Allow me to share some of the verses I read:
Peace I leave with you; my peace I give to you. Not as the world gives do I give to you. Let not your hearts be troubled, neither let them be afraid.
But he said to me, “My grace is sufficient for you, for my power is made perfect in weakness.” Therefore I will boast all the more gladly of my weaknesses, so that the power of Christ may rest upon me.
~2 Corinthians 12:9
Fear not, for I have redeemed you; I have called you by name, you are mine.When you pass through the waters, I will be with you; and through the rivers, they shall not overwhelm you; when you walk through fire you shall not be burned, and the flame shall not consume you. For I am the Lord your God, the Holy One of Israel, your Savior.
Come to me, all who labor and are heavy laden, and I will give you rest.
The Lord will fight for you, and you have only to be silent.
He restores my soul. He leads me in paths of righteousness for his name's sake.

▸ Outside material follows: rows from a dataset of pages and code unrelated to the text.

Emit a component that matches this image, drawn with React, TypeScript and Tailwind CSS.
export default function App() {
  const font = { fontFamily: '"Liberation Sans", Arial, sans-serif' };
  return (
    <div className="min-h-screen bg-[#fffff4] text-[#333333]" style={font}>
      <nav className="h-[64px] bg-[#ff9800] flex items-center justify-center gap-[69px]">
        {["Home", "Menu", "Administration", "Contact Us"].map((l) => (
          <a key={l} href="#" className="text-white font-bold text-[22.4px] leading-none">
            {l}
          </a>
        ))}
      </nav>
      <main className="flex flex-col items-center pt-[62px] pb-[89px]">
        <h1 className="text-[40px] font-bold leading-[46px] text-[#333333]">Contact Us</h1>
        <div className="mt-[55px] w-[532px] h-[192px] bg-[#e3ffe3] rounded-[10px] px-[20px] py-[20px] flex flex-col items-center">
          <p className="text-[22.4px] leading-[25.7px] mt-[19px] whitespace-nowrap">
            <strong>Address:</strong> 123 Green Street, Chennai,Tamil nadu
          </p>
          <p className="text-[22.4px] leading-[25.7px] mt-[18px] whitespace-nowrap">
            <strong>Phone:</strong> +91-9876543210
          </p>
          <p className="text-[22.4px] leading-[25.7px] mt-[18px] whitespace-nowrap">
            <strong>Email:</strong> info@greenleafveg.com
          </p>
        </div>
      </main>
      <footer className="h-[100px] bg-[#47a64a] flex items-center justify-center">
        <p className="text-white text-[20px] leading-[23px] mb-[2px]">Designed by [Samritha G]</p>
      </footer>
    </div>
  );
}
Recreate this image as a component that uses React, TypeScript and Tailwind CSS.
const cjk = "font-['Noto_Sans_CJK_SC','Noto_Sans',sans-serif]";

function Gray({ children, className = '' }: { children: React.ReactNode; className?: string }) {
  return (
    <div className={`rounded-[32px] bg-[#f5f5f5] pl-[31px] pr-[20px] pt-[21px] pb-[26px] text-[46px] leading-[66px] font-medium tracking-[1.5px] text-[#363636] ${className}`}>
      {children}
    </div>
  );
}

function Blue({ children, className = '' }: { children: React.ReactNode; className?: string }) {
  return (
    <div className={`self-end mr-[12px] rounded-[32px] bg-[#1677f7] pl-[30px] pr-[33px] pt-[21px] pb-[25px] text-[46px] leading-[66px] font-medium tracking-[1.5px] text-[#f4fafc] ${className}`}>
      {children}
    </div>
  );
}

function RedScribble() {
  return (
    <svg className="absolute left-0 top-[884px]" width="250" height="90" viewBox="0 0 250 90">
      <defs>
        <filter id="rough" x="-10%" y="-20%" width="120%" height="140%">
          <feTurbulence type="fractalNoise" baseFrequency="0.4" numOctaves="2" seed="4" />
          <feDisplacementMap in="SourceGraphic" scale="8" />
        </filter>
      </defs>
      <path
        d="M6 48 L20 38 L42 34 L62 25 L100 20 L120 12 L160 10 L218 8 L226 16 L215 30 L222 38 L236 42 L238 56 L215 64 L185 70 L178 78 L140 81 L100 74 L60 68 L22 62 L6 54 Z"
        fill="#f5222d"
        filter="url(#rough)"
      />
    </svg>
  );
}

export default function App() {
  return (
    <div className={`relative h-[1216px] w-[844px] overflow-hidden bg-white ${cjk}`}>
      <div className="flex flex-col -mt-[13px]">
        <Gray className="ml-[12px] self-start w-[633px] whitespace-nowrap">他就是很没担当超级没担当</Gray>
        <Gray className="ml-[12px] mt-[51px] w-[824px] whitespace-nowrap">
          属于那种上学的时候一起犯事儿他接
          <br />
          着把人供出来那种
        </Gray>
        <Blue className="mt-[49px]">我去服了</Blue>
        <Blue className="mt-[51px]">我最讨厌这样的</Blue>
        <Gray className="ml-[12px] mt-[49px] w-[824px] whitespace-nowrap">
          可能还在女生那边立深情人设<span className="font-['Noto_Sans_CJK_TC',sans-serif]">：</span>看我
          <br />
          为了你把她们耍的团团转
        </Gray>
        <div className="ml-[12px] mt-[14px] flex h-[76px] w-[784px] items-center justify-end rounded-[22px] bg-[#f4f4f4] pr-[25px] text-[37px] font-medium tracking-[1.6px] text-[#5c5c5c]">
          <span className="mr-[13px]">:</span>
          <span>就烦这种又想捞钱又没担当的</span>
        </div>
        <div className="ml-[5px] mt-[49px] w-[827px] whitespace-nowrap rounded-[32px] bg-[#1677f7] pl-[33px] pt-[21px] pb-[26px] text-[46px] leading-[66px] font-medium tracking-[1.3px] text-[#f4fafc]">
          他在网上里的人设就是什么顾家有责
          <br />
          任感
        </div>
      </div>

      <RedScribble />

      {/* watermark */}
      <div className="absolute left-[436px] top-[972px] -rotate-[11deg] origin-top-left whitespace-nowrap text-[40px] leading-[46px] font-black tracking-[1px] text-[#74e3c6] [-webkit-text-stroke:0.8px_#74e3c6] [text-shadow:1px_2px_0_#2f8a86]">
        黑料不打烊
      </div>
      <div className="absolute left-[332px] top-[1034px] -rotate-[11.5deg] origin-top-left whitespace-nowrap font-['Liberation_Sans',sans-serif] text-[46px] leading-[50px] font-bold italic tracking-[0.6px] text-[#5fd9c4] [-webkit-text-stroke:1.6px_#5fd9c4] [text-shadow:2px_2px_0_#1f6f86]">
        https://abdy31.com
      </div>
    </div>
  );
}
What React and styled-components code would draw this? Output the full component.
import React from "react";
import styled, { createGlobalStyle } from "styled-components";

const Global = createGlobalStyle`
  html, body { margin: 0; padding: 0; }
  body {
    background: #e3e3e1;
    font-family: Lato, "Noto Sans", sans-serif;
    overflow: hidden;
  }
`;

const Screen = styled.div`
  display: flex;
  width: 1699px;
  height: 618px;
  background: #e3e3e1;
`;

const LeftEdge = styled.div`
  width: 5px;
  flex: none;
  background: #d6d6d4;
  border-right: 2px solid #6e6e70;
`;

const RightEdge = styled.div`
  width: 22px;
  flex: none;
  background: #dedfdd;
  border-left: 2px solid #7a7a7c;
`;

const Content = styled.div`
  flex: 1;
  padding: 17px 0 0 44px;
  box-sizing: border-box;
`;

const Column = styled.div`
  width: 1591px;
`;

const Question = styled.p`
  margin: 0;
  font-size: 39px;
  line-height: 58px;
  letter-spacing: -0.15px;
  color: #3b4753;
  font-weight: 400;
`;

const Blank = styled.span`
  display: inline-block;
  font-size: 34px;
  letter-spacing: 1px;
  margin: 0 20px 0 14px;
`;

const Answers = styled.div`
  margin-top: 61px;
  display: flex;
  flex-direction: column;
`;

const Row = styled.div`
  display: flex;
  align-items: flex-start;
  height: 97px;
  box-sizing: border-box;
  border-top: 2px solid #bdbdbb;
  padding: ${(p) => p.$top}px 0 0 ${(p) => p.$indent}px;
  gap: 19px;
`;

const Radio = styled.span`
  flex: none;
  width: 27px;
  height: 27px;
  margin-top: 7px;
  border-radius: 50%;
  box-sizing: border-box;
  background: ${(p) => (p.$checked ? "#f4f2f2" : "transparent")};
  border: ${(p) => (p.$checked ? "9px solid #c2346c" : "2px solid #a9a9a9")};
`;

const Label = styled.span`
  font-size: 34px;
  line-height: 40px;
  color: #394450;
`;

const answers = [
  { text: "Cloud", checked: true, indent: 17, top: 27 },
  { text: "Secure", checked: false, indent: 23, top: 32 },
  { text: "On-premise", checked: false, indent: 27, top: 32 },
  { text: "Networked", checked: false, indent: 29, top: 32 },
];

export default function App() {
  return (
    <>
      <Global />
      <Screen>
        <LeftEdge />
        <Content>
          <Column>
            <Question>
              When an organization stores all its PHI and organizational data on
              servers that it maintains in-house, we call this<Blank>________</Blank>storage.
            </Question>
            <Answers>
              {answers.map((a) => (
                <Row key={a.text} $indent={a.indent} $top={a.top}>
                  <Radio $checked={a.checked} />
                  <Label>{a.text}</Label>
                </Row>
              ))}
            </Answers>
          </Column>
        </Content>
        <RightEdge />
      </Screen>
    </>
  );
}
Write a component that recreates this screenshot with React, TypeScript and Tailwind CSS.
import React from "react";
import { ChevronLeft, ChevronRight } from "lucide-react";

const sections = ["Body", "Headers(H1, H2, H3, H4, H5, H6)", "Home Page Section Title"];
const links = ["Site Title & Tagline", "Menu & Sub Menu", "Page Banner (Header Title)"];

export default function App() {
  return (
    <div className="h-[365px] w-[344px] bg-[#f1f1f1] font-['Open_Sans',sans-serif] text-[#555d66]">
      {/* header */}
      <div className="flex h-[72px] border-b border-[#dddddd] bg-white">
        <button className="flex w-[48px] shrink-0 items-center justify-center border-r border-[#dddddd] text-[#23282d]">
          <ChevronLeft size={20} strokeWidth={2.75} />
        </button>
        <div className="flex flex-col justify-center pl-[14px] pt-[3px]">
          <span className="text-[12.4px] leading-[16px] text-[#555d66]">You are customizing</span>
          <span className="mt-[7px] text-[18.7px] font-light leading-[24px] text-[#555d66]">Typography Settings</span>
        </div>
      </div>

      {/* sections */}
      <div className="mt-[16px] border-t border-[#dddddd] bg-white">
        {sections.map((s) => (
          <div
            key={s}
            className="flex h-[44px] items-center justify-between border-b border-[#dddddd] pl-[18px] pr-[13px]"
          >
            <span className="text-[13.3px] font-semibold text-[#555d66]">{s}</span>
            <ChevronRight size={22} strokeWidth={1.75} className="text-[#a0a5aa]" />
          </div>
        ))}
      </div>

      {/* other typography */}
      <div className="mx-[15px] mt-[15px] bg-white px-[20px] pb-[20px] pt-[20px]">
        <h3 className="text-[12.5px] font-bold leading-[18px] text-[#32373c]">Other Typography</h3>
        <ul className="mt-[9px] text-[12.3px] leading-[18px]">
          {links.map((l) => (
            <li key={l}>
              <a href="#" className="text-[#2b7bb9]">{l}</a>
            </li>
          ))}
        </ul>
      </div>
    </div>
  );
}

Here is the link to the rest of the verses: http://www.openbible.info/topics/emotional_healing
If you find yourself in the same spot as me and realize that you are spent, I hope that you can find rest and healing at the feet of Jesus. I know that He will fill you up to overflowing and put people and things in your life that fuel your soul. While we don't want to be self focused, we need to recognize the rest and rejuvenation that we need to remain effective. I am officially giving you permission to be exhausted and to take time to rest-no judgement! Fill up and keep fighting the good fight.
Therefore, since we are surrounded by so great a cloud of witnesses, let us also lay aside every weight, and sin which clings so closely, and let us run with endurance the race that is set before us.
This verse often serves to remind me that resting and refueling is part of running. Going back to our beer quote (of all things...haha!!!), the things we fill up on may taste good and they may even be very good things, but they won't satisfy the soul the way that God does. Come to Him all you who are weary and heavy laden [in heart] and find your rest today.